Data in this exercise>

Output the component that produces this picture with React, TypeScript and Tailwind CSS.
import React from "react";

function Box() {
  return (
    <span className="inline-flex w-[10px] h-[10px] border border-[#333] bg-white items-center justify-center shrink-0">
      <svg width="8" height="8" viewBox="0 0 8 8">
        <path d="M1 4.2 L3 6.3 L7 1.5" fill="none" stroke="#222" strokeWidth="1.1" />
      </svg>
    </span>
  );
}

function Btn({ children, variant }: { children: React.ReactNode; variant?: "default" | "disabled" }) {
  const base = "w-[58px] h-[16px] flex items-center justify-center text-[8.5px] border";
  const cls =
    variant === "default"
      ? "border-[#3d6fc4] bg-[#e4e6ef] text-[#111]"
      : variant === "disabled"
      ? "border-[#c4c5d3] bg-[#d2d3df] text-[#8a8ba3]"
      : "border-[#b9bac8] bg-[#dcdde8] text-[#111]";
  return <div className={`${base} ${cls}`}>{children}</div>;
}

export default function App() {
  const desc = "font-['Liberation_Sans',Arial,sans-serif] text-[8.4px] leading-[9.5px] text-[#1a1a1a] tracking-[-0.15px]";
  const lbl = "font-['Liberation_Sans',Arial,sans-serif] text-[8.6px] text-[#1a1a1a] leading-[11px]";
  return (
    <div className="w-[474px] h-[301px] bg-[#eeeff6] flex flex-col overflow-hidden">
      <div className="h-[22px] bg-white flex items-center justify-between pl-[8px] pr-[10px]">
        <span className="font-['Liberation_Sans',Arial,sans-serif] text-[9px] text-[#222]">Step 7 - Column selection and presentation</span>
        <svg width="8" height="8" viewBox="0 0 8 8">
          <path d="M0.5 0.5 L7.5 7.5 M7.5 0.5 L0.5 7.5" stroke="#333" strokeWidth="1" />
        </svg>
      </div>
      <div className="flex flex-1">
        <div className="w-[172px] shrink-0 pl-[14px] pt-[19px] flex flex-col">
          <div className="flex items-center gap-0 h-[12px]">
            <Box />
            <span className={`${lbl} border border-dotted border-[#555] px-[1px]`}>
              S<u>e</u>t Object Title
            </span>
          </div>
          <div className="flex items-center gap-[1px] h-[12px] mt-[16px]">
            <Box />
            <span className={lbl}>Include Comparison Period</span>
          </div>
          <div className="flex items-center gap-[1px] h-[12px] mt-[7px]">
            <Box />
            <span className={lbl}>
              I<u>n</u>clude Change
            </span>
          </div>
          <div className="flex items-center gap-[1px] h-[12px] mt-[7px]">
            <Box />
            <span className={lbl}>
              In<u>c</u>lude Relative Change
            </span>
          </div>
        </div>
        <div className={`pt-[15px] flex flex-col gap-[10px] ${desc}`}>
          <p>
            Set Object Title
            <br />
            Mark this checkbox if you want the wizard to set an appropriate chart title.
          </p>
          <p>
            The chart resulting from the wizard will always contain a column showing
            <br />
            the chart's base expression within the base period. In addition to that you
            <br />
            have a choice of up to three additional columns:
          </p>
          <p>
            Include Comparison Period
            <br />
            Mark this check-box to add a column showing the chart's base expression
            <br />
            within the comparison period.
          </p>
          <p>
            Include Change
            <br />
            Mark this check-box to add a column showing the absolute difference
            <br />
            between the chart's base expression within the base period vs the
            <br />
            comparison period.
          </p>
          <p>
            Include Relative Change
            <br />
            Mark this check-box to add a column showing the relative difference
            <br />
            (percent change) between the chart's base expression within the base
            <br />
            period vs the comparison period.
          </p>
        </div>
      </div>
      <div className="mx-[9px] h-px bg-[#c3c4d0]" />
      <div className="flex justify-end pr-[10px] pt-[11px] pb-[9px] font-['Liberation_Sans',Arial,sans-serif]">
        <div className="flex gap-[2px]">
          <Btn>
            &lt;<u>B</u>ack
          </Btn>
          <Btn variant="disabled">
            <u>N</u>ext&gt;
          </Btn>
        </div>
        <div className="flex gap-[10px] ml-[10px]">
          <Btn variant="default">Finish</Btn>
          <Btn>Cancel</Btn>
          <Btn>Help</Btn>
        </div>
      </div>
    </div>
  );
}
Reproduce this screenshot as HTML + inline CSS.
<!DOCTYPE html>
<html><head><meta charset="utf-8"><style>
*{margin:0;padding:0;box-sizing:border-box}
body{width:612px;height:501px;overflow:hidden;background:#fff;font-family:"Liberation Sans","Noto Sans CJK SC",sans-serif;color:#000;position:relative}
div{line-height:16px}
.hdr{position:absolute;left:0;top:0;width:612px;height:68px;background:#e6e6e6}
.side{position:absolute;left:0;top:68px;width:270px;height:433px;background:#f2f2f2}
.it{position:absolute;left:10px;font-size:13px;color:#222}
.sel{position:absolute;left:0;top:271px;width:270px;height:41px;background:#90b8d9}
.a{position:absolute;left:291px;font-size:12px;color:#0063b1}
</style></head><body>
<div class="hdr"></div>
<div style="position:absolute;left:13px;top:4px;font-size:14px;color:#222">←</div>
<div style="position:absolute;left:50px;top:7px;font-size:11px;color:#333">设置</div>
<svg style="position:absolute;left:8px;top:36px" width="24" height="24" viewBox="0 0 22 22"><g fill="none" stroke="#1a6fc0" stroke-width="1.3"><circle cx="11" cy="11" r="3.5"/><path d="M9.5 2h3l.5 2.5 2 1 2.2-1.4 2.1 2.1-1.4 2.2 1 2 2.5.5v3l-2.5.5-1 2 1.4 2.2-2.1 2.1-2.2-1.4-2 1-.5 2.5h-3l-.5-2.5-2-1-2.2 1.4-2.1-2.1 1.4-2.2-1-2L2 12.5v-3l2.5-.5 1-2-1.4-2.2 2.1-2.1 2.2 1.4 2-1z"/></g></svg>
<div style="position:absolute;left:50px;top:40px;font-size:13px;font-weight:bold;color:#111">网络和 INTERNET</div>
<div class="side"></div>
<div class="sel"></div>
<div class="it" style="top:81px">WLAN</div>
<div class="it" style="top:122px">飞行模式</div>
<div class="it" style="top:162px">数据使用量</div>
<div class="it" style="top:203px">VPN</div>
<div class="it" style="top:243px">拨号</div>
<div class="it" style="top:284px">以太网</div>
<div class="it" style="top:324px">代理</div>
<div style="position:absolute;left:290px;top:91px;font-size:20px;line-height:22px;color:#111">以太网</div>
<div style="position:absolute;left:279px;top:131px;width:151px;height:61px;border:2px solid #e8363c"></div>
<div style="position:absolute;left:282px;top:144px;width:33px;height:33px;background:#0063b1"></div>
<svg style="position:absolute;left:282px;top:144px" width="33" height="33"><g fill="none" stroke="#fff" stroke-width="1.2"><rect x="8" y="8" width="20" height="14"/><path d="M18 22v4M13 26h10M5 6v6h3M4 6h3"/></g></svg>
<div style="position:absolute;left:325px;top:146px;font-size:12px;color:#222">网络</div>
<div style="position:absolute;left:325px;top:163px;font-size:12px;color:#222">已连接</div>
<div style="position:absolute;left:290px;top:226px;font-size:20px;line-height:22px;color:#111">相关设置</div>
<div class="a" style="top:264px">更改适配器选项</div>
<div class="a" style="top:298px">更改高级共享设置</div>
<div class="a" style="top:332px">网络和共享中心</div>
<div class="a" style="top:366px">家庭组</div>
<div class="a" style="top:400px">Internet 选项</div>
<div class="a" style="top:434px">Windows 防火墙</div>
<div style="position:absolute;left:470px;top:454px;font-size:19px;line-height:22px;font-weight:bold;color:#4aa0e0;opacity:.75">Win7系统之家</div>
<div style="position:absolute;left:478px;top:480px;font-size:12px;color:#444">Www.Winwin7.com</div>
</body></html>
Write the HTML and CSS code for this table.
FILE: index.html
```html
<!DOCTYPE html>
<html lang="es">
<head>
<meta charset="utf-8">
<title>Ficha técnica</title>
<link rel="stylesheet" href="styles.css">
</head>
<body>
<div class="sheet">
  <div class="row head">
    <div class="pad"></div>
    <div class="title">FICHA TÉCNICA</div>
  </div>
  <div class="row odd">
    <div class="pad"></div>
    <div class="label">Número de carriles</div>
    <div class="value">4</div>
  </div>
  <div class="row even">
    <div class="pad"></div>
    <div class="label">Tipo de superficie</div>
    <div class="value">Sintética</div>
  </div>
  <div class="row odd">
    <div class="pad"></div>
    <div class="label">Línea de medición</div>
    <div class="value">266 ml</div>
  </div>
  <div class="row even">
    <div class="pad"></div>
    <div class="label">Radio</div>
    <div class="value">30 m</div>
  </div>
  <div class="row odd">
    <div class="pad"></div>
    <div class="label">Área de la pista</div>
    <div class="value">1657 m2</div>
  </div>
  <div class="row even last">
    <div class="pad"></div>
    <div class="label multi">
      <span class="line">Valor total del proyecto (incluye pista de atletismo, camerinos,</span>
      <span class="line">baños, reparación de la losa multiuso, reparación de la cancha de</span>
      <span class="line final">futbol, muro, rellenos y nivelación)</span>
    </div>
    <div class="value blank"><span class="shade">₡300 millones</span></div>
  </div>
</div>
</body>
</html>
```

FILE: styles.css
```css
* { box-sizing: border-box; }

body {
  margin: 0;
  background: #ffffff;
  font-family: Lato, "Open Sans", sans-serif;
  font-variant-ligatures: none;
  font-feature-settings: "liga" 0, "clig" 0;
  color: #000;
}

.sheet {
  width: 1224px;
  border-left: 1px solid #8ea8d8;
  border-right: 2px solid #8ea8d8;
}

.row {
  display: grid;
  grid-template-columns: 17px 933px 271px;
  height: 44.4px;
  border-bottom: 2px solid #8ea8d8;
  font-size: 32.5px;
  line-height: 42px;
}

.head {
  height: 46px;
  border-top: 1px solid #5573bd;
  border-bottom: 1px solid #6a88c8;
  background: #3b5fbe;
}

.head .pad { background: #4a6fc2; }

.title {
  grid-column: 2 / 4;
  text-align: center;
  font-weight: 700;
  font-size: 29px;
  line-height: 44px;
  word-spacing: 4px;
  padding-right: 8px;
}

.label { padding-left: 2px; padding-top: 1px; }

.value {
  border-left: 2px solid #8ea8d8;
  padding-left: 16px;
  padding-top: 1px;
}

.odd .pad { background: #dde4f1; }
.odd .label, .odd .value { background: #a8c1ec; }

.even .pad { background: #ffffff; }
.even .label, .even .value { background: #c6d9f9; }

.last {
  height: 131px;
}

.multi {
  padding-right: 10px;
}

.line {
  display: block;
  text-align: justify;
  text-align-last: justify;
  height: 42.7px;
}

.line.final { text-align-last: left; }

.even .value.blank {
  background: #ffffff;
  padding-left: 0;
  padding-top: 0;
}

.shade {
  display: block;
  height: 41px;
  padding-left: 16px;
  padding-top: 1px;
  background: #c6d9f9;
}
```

Problem requirements> Select, from the listing, all lines that include the word "React".

Output for this exercise>
Output the component that produces this picture with React, TypeScript and Tailwind CSS.
import React from "react";
function Btn({ children, variant }: { children: React.ReactNode; variant?: "default" | "disabled" }) {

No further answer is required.